Holding — Travis, J.
- The Court of Appeals of Ohio held that the trial court did not err in finding that there had been no substantial change in circumstances to justify modifying the spousal support order.
Rule
- A spousal support award may only be modified if there is a substantial change in circumstances that was not contemplated at the time of the original order.
Reasoning
- The Court of Appeals reasoned that the trial court's determination was not unreasonable, arbitrary, or unconscionable.
- The retirement of Mr. Palmieri, along with his reduced income, was considered during the divorce negotiations, and the agreed-upon spousal support was not contingent upon his employment status.
- The court emphasized that both parties had experienced increases in expenses over time and that neither party's financial situation had significantly changed since the divorce.
- The court also noted that the long duration of the marriage and the advanced age of the parties at the time of divorce meant that the life circumstances of Mrs. Palmieri had not changed enough to warrant a modification of spousal support.

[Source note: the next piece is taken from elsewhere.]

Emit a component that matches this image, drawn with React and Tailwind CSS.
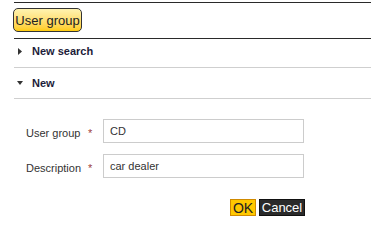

- Ultimately, the court found that the original agreement was intended to provide ongoing support, and Mr. Palmieri's voluntary retirement did not constitute a substantial change in circumstances.
Deep Dive: How the Court Reached Its Decision
Trial Court's Discretion
The Court of Appeals affirmed the trial court's decision based on the principle that trial courts have broad discretion in domestic relations matters, including spousal support. The appellate court emphasized that it would not substitute its judgment for that of the trial court unless there was a clear abuse of discretion. This means that the trial court's decision must be reasonable, not arbitrary or unconscionable. The Court noted that any modification of spousal support requires a determination of whether there has been a substantial change in circumstances not contemplated at the time of the original order. The trial court had retained jurisdiction to modify the spousal support terms, which allowed for a review of the circumstances surrounding the request for modification.
Substantial Change in Circumstances
The Court found that Mr. Palmieri's claim of a substantial change in circumstances lacked merit. While he argued that his retirement and reduced income warranted a modification, the trial court noted that these factors had already been considered during the divorce negotiations. The spousal support arrangement was not contingent on Mr. Palmieri's employment status, and both parties had experienced changes in their financial situations since the divorce. The Court pointed out that Mr. Palmieri's income post-retirement was not significantly lower than what he earned at the time of the divorce. Furthermore, Mrs. Palmieri's income had also increased, albeit modestly, and her financial situation had not changed dramatically to warrant a modification of support.
Comparative Financial Situations
The appellate court thoroughly examined the financial situations of both parties as part of its reasoning. It observed that Mr. Palmieri's current monthly income from retirement sources was approximately $5,225.22, which was only slightly lower than his pre-retirement earnings. In contrast, Mrs. Palmieri's income had risen to about $30,000 annually, and her overall financial position had improved, including the sale of the marital home and investment growth. The trial court determined that both parties had similar increases in expenses, and thus, the financial disparity that Mr. Palmieri claimed did not reflect a substantial change. The Court concluded that neither party's financial condition had changed significantly enough to justify altering the spousal support agreement.
Application of Kunkle
The Court analyzed the applicability of the precedent set in Kunkle v. Kunkle regarding the duration of spousal support. Mr. Palmieri argued that his obligation should not continue indefinitely given the nature of his retirement. However, the Court found that the circumstances in Kunkle did not apply in this case due to the long duration of the marriage, the advanced ages of both parties, and the fact that Mrs. Palmieri had limited opportunities to become self-supporting. The Court emphasized that all exceptions in Kunkle were present in this case, thereby reinforcing the original intent of the spousal support agreement as one meant to provide ongoing support rather than a time-limited arrangement. As a result, the Court concluded that Mr. Palmieri's expectations for the termination of support did not align with the established legal framework.
Conclusion
The Court ultimately upheld the trial court's decision, affirming that there was no substantial change in circumstances justifying a modification of Mr. Palmieri's spousal support obligation. It reasoned that the original agreement had thoroughly contemplated the potential for retirement and that the financial situations of both parties had not diverged significantly since the divorce. The appellate court reiterated the importance of maintaining the integrity of the initial divorce agreement and the trial court's discretion in domestic relations matters. Consequently, Mr. Palmieri's appeal was denied, and the judgment of the Franklin County Court of Common Pleas was affirmed.